UN Security Council Resolution 478, which was approved in 1980, calls on states that have established diplomatic missions in Jerusalem to withdraw them.

“The US decision to recognize Jerusalem as Israel’s capital and now to move its embassy on the eve of marking 70 years since the Nakba, the ethnic cleansing of at least 418 Palestinian villages, and the forcible displacement of two thirds of our people, shows the determination of the US administration to violate international law, destroy the two-state solution, and provoke the feelings of the Palestinian people, as well as of all Arabs, Muslims and Christians around the globe,” Erekat said in a statement.

Palestinians refer to Israel’s establishment in 1948 as the Nakba, which means catastrophe in English, when hundreds of thousands of them lost their homes and became refugees.

Nakba Day is annually marked on May 15, the anniversary of Israel’s independence according to the Gregorian Calendar. Israel celebrates its independence day based on the Hebrew calendar. In 2018, Independence Day celebrations are slated to take place on April 18-19.

“I have determined that it is time to officially recognize Jerusalem as the capital of Israel,” Donald Trump said December 6th. “It is the right thing to do so.”

President Trump stressed that he still seeks peace between the Israelis and Palestinians and reiterated Washington’s commitment to the two-state solution of the Israel-Palestine issue, as part of a lasting peace agreement. He said he signed a waiver delaying the Embassy relocation for six months.

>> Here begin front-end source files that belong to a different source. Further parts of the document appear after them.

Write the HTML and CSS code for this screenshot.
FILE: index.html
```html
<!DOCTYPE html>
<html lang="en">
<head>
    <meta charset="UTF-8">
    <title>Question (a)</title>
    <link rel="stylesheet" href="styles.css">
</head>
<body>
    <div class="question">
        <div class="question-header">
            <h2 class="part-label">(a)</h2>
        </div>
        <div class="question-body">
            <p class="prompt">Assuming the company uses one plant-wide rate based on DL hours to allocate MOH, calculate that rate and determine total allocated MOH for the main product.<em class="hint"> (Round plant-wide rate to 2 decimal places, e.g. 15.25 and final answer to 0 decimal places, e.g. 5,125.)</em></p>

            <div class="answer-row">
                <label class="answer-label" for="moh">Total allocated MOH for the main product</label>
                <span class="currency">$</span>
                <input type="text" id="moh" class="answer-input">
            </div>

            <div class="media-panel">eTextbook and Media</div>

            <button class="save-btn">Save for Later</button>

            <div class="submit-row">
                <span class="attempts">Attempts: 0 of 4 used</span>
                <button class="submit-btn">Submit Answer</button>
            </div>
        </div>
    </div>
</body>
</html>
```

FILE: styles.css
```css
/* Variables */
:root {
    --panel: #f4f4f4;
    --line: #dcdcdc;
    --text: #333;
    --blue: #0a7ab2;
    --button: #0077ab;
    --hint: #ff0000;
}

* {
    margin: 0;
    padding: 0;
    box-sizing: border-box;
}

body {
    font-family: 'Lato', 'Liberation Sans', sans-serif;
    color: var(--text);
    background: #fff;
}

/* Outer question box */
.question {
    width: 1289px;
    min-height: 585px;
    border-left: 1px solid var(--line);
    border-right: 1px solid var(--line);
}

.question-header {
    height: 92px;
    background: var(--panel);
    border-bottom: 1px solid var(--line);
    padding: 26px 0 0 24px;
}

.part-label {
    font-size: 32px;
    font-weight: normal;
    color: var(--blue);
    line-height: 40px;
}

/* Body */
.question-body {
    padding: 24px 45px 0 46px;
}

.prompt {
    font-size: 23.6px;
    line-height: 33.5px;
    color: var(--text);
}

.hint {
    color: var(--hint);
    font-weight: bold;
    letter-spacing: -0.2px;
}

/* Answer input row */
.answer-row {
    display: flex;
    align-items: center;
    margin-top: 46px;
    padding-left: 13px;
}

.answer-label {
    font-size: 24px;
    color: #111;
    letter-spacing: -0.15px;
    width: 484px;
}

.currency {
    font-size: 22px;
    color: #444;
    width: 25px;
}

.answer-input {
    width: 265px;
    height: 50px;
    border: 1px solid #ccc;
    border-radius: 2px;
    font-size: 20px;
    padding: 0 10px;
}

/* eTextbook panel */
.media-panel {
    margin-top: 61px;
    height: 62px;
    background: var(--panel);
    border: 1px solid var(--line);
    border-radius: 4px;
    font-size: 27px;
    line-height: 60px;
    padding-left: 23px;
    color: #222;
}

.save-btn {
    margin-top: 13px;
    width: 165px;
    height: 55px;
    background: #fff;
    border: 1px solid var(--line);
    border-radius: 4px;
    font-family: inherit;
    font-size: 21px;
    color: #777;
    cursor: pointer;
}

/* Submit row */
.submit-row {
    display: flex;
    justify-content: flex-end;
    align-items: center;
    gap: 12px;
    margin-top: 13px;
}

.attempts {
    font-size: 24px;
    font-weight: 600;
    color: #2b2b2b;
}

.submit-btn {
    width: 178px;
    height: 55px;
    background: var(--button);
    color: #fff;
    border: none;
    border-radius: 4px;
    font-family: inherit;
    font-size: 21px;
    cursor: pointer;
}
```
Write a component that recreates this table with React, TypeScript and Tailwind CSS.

“The US remains deeply committed to helping facilitate a peace agreement that is acceptable to both sides,” he said. “I intend to do everything in my power to help forge such an agreement.”

He said then that Vice President Mike Pence will visit the Middle East to reaffirm US commitment in the region in coming days

Palestinian protesters burnt the U.S. and Israeli flags in Gaza City on Wednesday in protest.

The announcement came even as US allies expressed concerns that the move will scuttle any chance at advancing peace efforts.

Israeli Prime Minister, Benjamin Netanyahu, called Trump’s remarks a “historic landmark” and urged other countries to follow suit by moving their embassies to Jerusalem. The Israeli prime minister added that any future peace deal with Palestinians must include Jerusalem as Israel’s capital.

French President Emmanuel Macron said the US decision to declare Jerusalem the capital of Israel is “regrettable.” Speaking from Algiers, where he is on a diplomatic visit, Macron reiterated calls for the status of Jerusalem to be determined by Israelis and Palestinians through negotiations over a peace settlement.

“This decision is a regrettable decision that France does not approve of and goes against international law and all the resolutions of the UN Security Council,” Macron told reporters at a news conference.

French President Emmanuel Macron’s, call to Trump, stressed that Jerusalem’s status should be resolved as part of a two-state solution that ould result in “Israel and Palestine, living side by side in peace and security with Jerusalem as their capital,” according to a statement put out by France’s Foreign Ministry.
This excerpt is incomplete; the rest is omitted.